▶ [Task objective]:
Without the pictures, output the lines of the material from the very first through the one that holds "const step = 1;".

--- start The data ---

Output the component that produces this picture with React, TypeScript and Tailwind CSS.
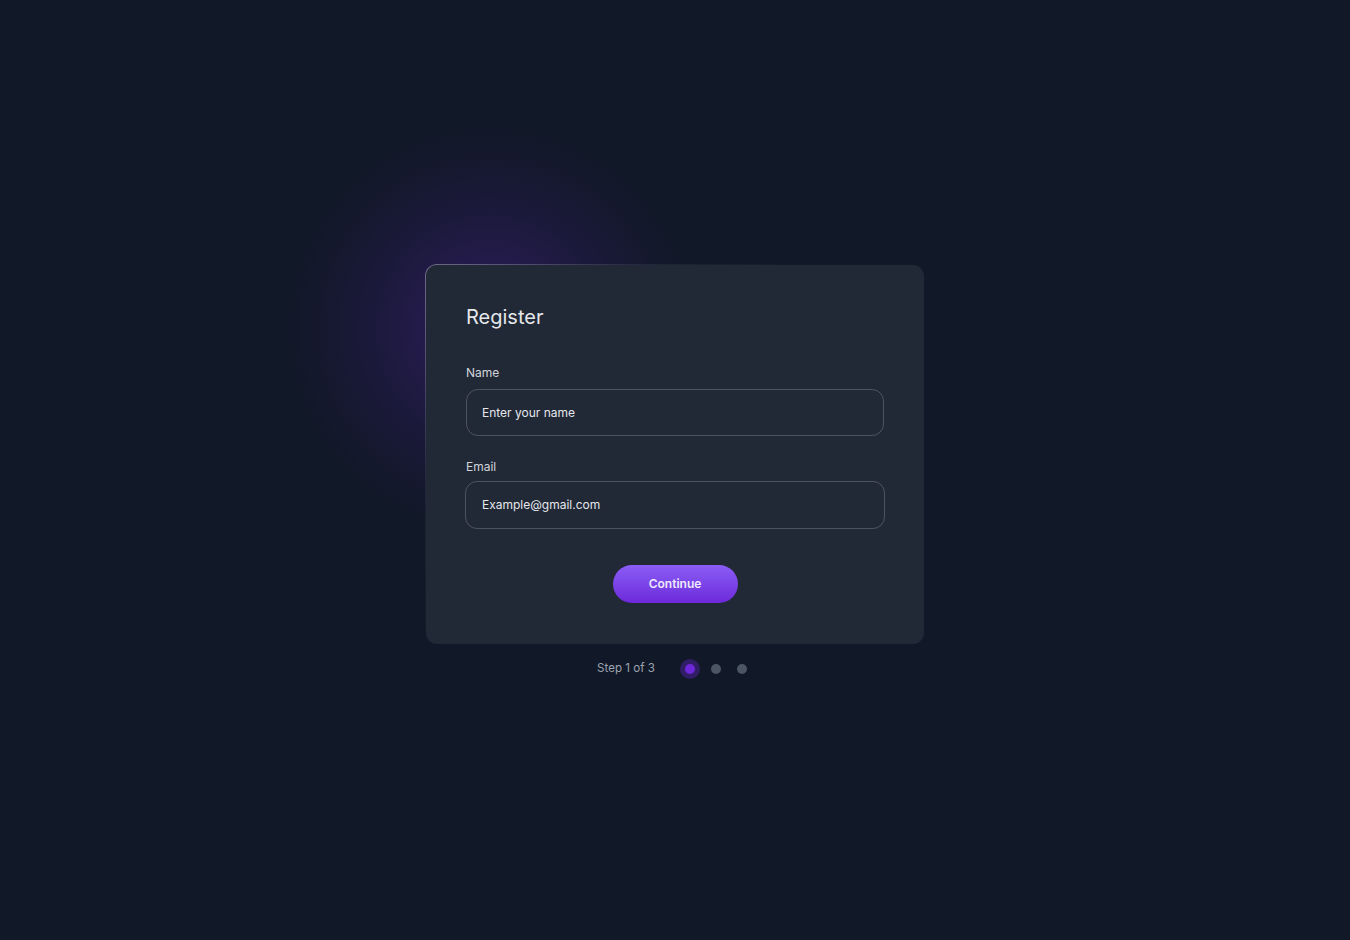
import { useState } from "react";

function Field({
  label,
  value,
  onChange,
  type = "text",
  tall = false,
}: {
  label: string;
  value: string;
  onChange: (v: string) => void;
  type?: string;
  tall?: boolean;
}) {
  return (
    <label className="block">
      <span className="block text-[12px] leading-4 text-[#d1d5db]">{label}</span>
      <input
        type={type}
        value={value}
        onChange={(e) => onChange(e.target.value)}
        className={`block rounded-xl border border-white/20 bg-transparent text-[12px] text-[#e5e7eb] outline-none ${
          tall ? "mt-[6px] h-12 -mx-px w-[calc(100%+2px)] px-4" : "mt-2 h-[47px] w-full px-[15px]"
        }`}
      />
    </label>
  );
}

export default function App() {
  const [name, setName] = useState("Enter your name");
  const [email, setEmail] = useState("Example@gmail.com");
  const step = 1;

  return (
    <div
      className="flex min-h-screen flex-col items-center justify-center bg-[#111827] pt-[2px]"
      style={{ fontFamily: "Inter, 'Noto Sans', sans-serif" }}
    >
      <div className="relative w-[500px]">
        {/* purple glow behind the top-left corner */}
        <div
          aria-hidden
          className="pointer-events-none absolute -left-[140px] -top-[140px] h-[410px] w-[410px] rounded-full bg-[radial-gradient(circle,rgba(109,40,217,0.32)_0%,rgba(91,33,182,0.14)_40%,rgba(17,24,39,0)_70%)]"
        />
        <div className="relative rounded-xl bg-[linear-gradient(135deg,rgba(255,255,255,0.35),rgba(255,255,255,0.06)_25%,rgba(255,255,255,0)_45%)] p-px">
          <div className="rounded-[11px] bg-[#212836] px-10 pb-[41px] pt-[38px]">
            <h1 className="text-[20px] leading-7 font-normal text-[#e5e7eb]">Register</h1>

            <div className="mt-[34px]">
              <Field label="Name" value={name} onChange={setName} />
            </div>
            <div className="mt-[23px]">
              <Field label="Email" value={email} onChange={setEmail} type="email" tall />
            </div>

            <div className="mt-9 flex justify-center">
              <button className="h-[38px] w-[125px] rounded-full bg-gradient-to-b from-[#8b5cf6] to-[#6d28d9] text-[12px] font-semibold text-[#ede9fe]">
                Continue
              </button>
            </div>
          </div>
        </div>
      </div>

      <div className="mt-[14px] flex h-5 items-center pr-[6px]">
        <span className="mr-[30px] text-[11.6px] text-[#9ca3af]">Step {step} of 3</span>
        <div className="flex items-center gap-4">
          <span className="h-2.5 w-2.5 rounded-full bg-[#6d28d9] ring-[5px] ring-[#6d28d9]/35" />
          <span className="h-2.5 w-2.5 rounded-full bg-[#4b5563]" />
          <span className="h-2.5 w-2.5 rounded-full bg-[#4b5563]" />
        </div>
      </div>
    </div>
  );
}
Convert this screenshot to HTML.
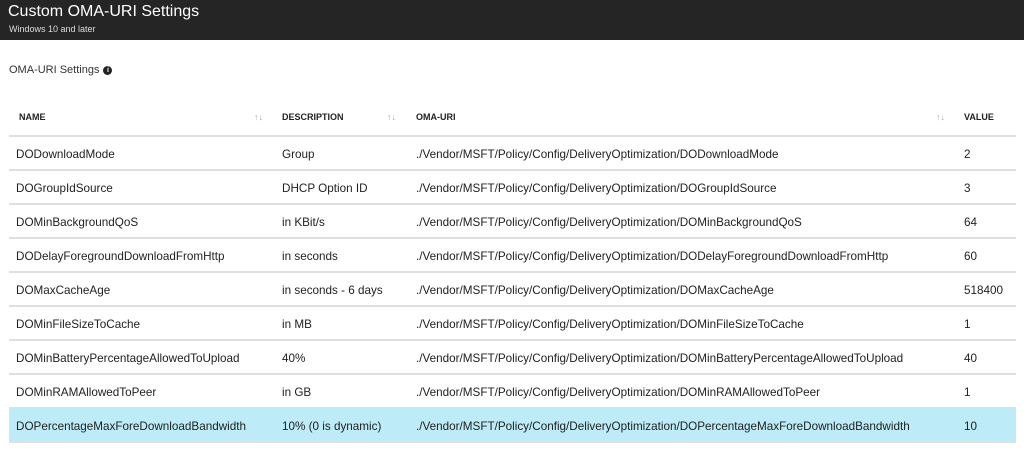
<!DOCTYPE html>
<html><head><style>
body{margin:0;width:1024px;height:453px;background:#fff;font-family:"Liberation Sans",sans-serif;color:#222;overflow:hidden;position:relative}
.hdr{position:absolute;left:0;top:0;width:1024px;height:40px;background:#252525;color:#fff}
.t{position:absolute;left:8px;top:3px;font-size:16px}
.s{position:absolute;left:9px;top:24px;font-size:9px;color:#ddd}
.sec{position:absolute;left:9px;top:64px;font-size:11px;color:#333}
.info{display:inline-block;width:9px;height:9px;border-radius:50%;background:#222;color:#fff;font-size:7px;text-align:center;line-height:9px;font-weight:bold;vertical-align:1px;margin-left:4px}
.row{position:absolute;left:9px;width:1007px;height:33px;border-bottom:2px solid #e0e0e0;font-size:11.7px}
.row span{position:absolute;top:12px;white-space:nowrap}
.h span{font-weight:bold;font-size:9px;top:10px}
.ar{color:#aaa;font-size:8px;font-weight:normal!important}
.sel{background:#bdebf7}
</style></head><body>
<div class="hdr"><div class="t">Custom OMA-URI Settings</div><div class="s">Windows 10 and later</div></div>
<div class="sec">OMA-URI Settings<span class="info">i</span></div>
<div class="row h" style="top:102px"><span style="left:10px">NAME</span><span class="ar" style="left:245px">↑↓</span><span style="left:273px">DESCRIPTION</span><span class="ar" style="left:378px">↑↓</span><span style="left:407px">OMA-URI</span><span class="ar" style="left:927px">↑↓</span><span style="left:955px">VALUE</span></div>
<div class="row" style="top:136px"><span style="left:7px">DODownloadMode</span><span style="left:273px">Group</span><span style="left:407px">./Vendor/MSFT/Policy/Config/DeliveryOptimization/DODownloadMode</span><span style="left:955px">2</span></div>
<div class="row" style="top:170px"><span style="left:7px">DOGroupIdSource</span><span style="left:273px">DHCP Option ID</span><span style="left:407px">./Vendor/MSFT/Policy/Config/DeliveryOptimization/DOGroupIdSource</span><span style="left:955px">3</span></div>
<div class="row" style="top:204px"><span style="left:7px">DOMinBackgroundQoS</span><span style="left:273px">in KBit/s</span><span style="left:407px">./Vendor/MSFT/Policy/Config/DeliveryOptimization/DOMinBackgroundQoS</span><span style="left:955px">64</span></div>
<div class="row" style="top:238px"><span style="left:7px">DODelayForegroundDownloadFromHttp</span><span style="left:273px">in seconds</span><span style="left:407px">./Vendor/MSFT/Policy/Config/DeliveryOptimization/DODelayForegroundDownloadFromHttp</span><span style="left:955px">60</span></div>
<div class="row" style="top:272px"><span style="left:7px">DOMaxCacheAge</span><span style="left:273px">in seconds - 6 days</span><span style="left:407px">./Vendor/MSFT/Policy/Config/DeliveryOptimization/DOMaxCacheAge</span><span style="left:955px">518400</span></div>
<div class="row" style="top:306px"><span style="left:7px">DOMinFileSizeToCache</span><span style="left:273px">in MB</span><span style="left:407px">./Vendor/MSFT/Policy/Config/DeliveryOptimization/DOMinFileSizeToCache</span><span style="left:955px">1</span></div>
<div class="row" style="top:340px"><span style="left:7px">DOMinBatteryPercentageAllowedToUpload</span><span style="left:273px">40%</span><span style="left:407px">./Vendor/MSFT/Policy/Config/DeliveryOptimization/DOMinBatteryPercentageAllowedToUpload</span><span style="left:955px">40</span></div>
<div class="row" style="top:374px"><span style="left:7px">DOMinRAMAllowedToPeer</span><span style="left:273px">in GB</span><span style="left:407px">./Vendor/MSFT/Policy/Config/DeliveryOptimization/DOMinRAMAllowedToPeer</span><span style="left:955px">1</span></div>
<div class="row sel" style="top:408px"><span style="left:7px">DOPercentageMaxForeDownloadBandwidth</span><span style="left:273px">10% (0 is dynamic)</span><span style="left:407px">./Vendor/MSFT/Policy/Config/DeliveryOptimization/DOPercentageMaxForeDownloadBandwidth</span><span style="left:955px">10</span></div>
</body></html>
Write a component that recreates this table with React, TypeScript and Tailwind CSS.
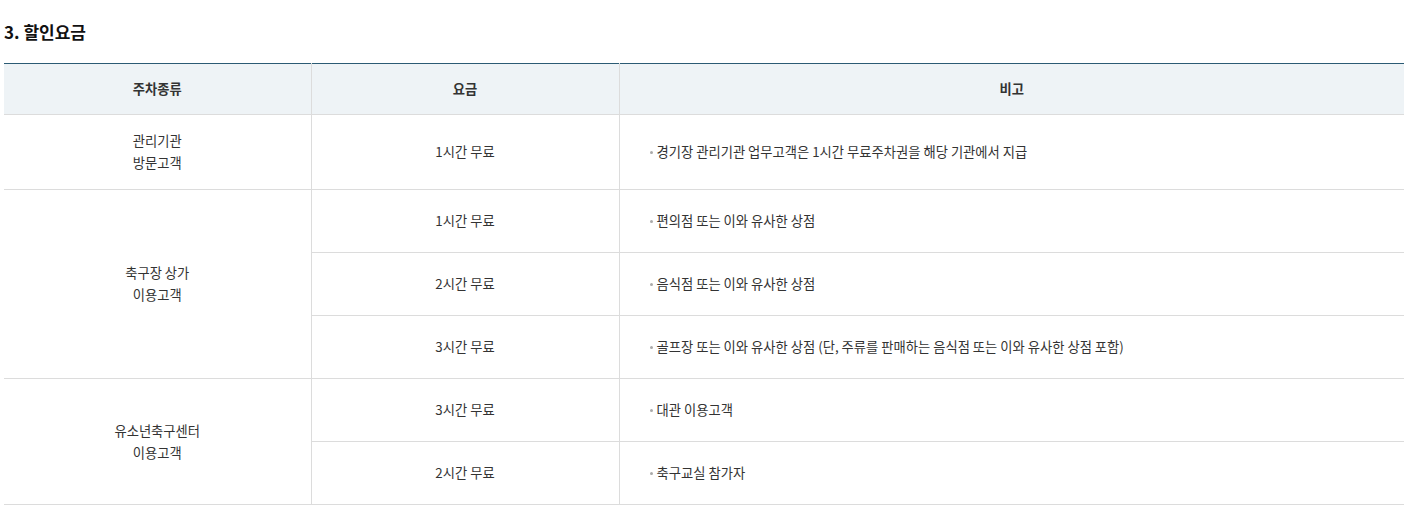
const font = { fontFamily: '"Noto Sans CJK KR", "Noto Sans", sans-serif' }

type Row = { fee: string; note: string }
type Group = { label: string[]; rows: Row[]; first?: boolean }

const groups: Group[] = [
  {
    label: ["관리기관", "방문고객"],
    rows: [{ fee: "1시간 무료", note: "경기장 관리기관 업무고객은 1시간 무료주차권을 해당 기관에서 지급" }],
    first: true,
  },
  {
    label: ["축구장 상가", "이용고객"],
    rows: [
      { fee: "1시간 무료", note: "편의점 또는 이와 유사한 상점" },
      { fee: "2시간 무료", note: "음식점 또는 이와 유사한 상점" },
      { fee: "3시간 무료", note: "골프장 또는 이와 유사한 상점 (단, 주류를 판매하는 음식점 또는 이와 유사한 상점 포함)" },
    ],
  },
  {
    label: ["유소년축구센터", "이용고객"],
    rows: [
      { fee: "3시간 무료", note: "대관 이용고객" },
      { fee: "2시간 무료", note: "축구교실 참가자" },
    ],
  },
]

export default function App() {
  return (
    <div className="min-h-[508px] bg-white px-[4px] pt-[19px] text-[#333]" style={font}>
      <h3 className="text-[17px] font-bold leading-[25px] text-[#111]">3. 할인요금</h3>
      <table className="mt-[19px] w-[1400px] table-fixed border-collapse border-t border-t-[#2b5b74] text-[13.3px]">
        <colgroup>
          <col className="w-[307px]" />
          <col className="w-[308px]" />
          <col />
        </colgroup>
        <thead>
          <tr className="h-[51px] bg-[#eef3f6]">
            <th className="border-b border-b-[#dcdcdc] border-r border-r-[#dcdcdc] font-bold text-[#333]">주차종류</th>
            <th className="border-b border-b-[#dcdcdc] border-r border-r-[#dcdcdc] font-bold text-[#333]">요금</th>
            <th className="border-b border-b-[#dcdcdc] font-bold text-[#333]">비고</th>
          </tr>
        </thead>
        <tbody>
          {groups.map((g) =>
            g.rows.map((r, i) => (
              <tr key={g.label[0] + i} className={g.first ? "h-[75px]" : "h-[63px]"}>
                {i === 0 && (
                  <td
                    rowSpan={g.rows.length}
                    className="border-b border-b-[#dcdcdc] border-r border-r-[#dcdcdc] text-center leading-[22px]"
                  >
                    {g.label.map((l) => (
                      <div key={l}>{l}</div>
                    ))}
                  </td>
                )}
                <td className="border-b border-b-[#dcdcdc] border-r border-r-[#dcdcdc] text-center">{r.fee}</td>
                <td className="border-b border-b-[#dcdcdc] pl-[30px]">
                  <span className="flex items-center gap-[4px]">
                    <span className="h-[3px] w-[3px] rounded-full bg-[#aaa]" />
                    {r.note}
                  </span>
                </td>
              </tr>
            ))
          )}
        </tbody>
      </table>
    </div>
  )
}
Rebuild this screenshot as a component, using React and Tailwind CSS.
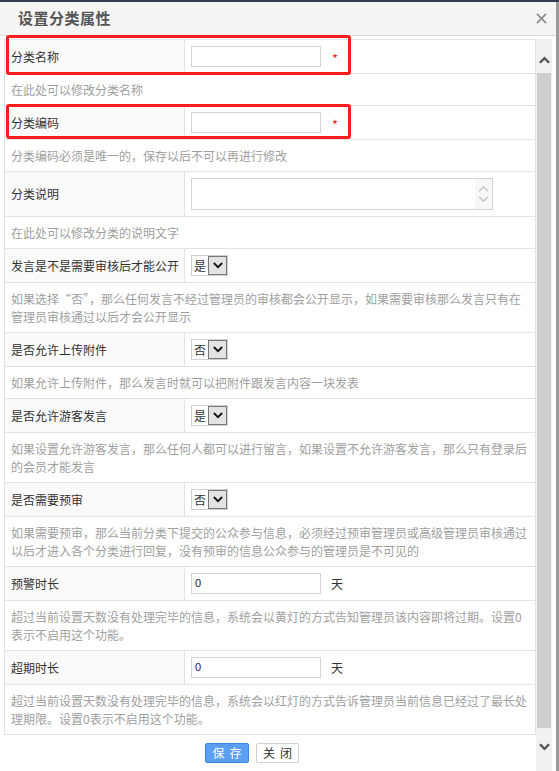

--- end The data ---

▶ [Result]:
Output the component that produces this picture with React, TypeScript and Tailwind CSS.
import { useState } from "react";

function Field({
  label,
  value,
  onChange,
  type = "text",
  tall = false,
}: {
  label: string;
  value: string;
  onChange: (v: string) => void;
  type?: string;
  tall?: boolean;
}) {
  return (
    <label className="block">
      <span className="block text-[12px] leading-4 text-[#d1d5db]">{label}</span>
      <input
        type={type}
        value={value}
        onChange={(e) => onChange(e.target.value)}
        className={`block rounded-xl border border-white/20 bg-transparent text-[12px] text-[#e5e7eb] outline-none ${
          tall ? "mt-[6px] h-12 -mx-px w-[calc(100%+2px)] px-4" : "mt-2 h-[47px] w-full px-[15px]"
        }`}
      />
    </label>
  );
}

export default function App() {
  const [name, setName] = useState("Enter your name");
  const [email, setEmail] = useState("Example@gmail.com");
  const step = 1;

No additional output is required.